Interface markup and scripts
↓↓↓
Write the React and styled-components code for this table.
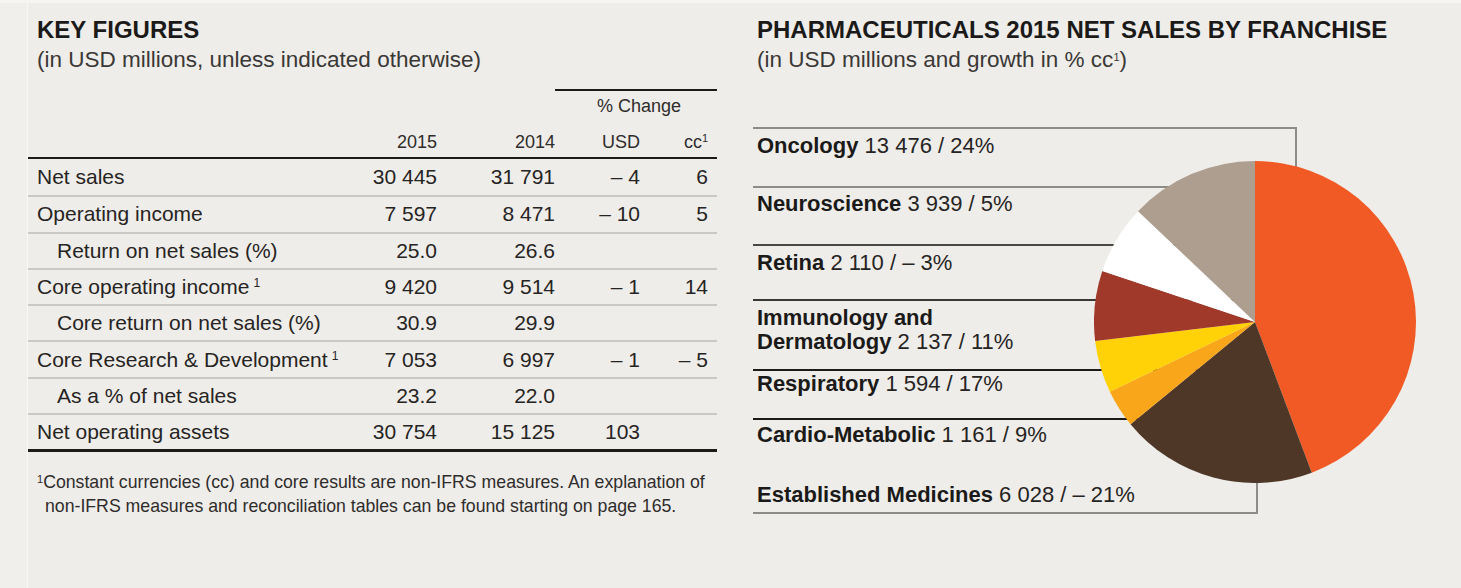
import React from 'react';
import styled, { createGlobalStyle } from 'styled-components';

const GlobalStyle = createGlobalStyle`
  html, body {
    margin: 0;
    padding: 0;
    background: #efede9;
  }
  body {
    font-family: "Liberation Sans", Arial, sans-serif;
    color: #262423;
  }
`;

const Page = styled.div`
  display: flex;
  width: 1461px;
  height: 588px;
  box-sizing: border-box;
  border-top: 3px solid #f6f5f3;
  background: #efede9;
  overflow: hidden;
`;

const Gutter = styled.div`
  flex: none;
  width: 27px;
  background: #f0efec;
  border-right: 1px solid #f8f7f5;
`;

const Panel = styled.section`
  flex: none;
  width: ${(p) => p.$width}px;
  margin-left: ${(p) => p.$offset || 0}px;
  padding-top: 12px;
`;

const Title = styled.h2`
  margin: 0;
  padding-left: ${(p) => p.$indent}px;
  font-size: 24px;
  line-height: 30px;
  font-weight: 700;
  color: #1b1a19;
`;

const Subtitle = styled.p`
  margin: 2px 0 0;
  padding-left: ${(p) => p.$indent}px;
  font-size: 22.5px;
  line-height: 26px;
  color: #3a3836;
  white-space: nowrap;
`;

const Sup = styled.sup`
  font-size: ${(p) => p.$size || 12}px;
  line-height: 0;
  vertical-align: ${(p) => p.$raise || 7}px;
  margin-left: ${(p) => p.$gap || 0}px;
`;

/* ---------- key figures table ---------- */

const Table = styled.div`
  margin-top: 16px;
  border-bottom: 3px solid #1c1b1a;
`;

const Grid = styled.div`
  display: grid;
  grid-template-columns: minmax(0, 1fr) 90px 118px 85px 77px;
  align-items: center;
`;

const GroupHead = styled(Grid)`
  height: 32px;
`;

const ChangeCell = styled.div`
  grid-column: 4 / 6;
  height: 32px;
  box-sizing: border-box;
  border-top: 2px solid #1c1b1a;
  padding-left: 6px;
  text-align: center;
  font-size: 18px;
  line-height: 30px;
  color: #2e2c2b;
`;

const YearHead = styled(Grid)`
  height: 38px;
  box-sizing: border-box;
  padding-top: 6px;
  border-bottom: 2px solid #1c1b1a;
  font-size: 18px;
  line-height: 30px;
  color: #2e2c2b;
`;

const Row = styled(Grid)`
  height: 36.3px;
  box-sizing: border-box;
  font-size: 21px;
  color: #262423;

  & + & {
    border-top: 2px solid #cbc9c5;
  }
`;

const Label = styled.div`
  padding-left: ${(p) => (p.$sub ? 29 : 9)}px;
  white-space: nowrap;
`;

const Num = styled.div`
  text-align: right;
  white-space: nowrap;
  padding-right: ${(p) => (p.$last ? 9 : 0)}px;
`;

const Footnote = styled.p`
  margin: 18px 0 0;
  padding-left: 17px;
  text-indent: -8px;
  font-size: 17.7px;
  line-height: 24px;
  color: #2e2c2b;
  white-space: nowrap;
`;

/* ---------- franchise chart ---------- */

const Chart = styled.div`
  position: relative;
  margin-top: 54px;
`;

const Item = styled.div`
  width: ${(p) => p.$width}px;
  height: ${(p) => p.$height}px;
  box-sizing: border-box;
  padding: ${(p) => p.$pad}px 0 0 4px;
  border-top: ${(p) => (p.$line ? `2px solid ${p.$line}` : 'none')};
  border-right: ${(p) => (p.$side ? `2px solid ${p.$side}` : 'none')};
  border-bottom: ${(p) => (p.$under ? `2px solid ${p.$under}` : 'none')};
  font-size: 22px;
  line-height: 24px;
  color: #262423;
`;

const Name = styled.b`
  font-weight: 700;
  color: #1b1a19;
`;

const PieBox = styled.svg`
  position: absolute;
  left: 341px;
  top: 34px;
  display: block;
`;

const rows = [
  { label: 'Net sales', v15: '30 445', v14: '31 791', usd: '– 4', cc: '6' },
  { label: 'Operating income', v15: '7 597', v14: '8 471', usd: '– 10', cc: '5' },
  { label: 'Return on net sales (%)', sub: true, v15: '25.0', v14: '26.6' },
  { label: 'Core operating income', note: true, v15: '9 420', v14: '9 514', usd: '– 1', cc: '14' },
  { label: 'Core return on net sales (%)', sub: true, v15: '30.9', v14: '29.9' },
  { label: 'Core Research & Development', note: true, v15: '7 053', v14: '6 997', usd: '– 1', cc: '– 5' },
  { label: 'As a % of net sales', sub: true, v15: '23.2', v14: '22.0' },
  { label: 'Net operating assets', v15: '30 754', v14: '15 125', usd: '103' },
];

const franchises = [
  { name: 'Oncology', value: '13 476 / 24%', width: 544, height: 59, pad: 5, line: '#8e8c89', side: '#8e8c89' },
  { name: 'Neuroscience', value: '3 939 / 5%', width: 505, height: 58, pad: 4, line: '#8e8c89' },
  { name: 'Retina', value: '2 110 / – 3%', width: 505, height: 55, pad: 5, line: '#4a4846' },
  { name: 'Immunology and', name2: 'Dermatology', value: '2 137 / 11%', width: 505, height: 70, pad: 5, line: '#3a3836' },
  { name: 'Respiratory', value: '1 594 / 17%', width: 505, height: 49, pad: 1, line: '#1c1b1a' },
  { name: 'Cardio-Metabolic', value: '1 161 / 9%', width: 505, height: 62, pad: 3, line: '#1c1b1a' },
  { name: 'Established Medicines', value: '6 028 / – 21%', width: 505, height: 34, pad: 3, under: '#8e8c89', side: '#8e8c89' },
];

const slices = [
  { value: 13476, color: '#f15a24' },
  { value: 6028, color: '#4f3727' },
  { value: 1161, color: '#f9a61a' },
  { value: 1594, color: '#fed206' },
  { value: 2137, color: '#a0392a' },
  { value: 2110, color: '#ffffff' },
  { value: 3939, color: '#ad9e90' },
];

const Pie = ({ size }) => {
  const r = size / 2;
  const total = slices.reduce((s, d) => s + d.value, 0);
  let start = 0;
  const point = (a) => [r + r * Math.sin(a), r - r * Math.cos(a)];

  return (
    <PieBox width={size} height={size} viewBox={`0 0 ${size} ${size}`}>
      {slices.map((d, i) => {
        const sweep = (d.value / total) * Math.PI * 2;
        const [x0, y0] = point(start);
        const [x1, y1] = point(start + sweep);
        const large = sweep > Math.PI ? 1 : 0;
        start += sweep;
        return (
          <path
            key={i}
            d={`M${r} ${r} L${x0} ${y0} A${r} ${r} 0 ${large} 1 ${x1} ${y1} Z`}
            fill={d.color}
          />
        );
      })}
    </PieBox>
  );
};

const App = () => (
  <>
    <GlobalStyle />
    <Page>
      <Gutter />
      <Panel $width={689}>
        <Title $indent={9}>KEY FIGURES</Title>
        <Subtitle $indent={9}>(in USD millions, unless indicated otherwise)</Subtitle>

        <Table>
          <GroupHead>
            <ChangeCell>% Change</ChangeCell>
          </GroupHead>
          <YearHead>
            <div />
            <Num>2015</Num>
            <Num>2014</Num>
            <Num>USD</Num>
            <Num $last>
              cc<Sup $size={11} $raise={6}>1</Sup>
            </Num>
          </YearHead>
          {rows.map((r) => (
            <Row key={r.label}>
              <Label $sub={r.sub}>
                {r.label}
                {r.note && <Sup $gap={4}>1</Sup>}
              </Label>
              <Num>{r.v15}</Num>
              <Num>{r.v14}</Num>
              <Num>{r.usd}</Num>
              <Num $last>{r.cc}</Num>
            </Row>
          ))}
        </Table>

        <Footnote>
          <Sup $size={11} $raise={5}>1</Sup>Constant currencies (cc) and core results are non-IFRS measures. An explanation of
          <br />
          non-IFRS measures and reconciliation tables can be found starting on page 165.
        </Footnote>
      </Panel>

      <Panel $width={670} $offset={36}>
        <Title $indent={4}>PHARMACEUTICALS 2015 NET SALES BY FRANCHISE</Title>
        <Subtitle $indent={4}>
          (in USD millions and growth in % cc<Sup $size={11} $raise={6}>1</Sup>)
        </Subtitle>

        <Chart>
          {franchises.map((f) => (
            <Item
              key={f.name}
              $width={f.width}
              $height={f.height}
              $pad={f.pad}
              $line={f.line}
              $side={f.side}
              $under={f.under}
            >
              <Name>{f.name}</Name>
              {f.name2 ? (
                <>
                  <br />
                  <Name>{f.name2}</Name> {f.value}
                </>
              ) : (
                <> {f.value}</>
              )}
            </Item>
          ))}
          <Pie size={322} />
        </Chart>
      </Panel>
    </Page>
  </>
);

export default App;
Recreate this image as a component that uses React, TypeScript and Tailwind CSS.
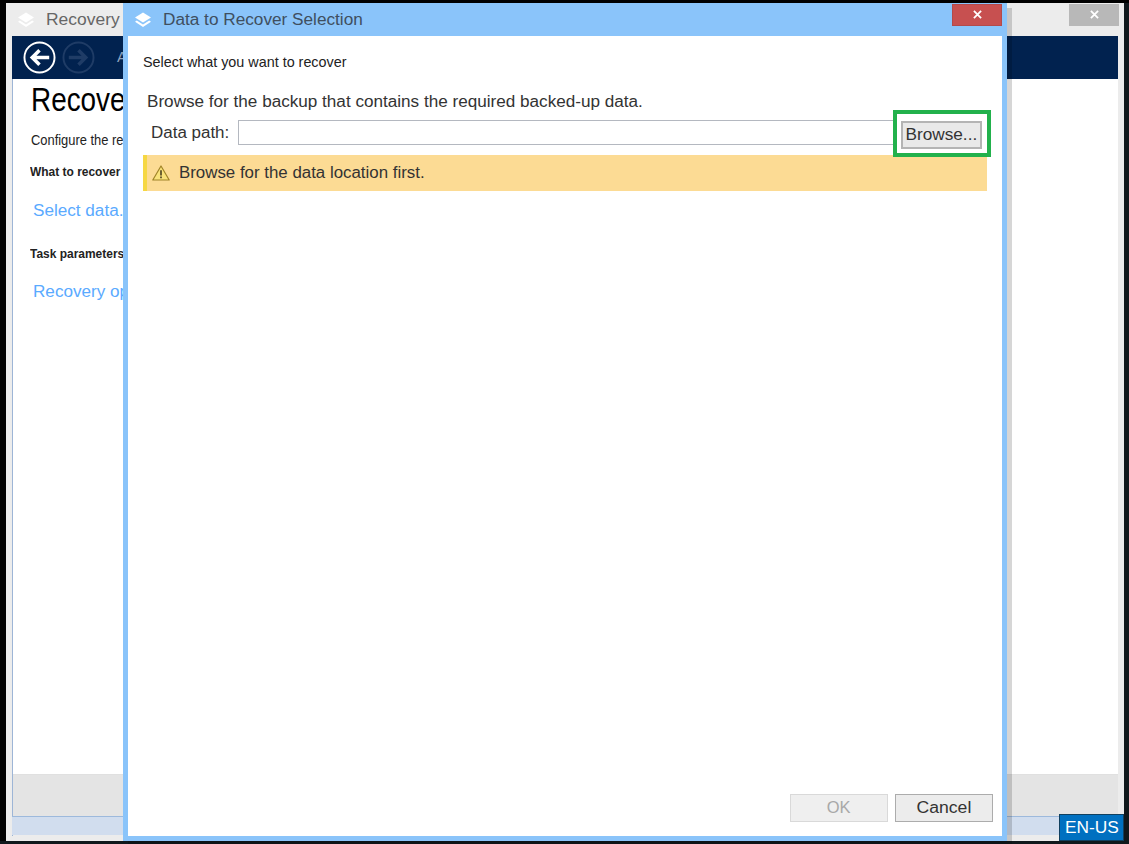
↑↑↑
_Goal:_ Report how many lines of the listing hold the string "this", giving only the number.

_The reply:_ 2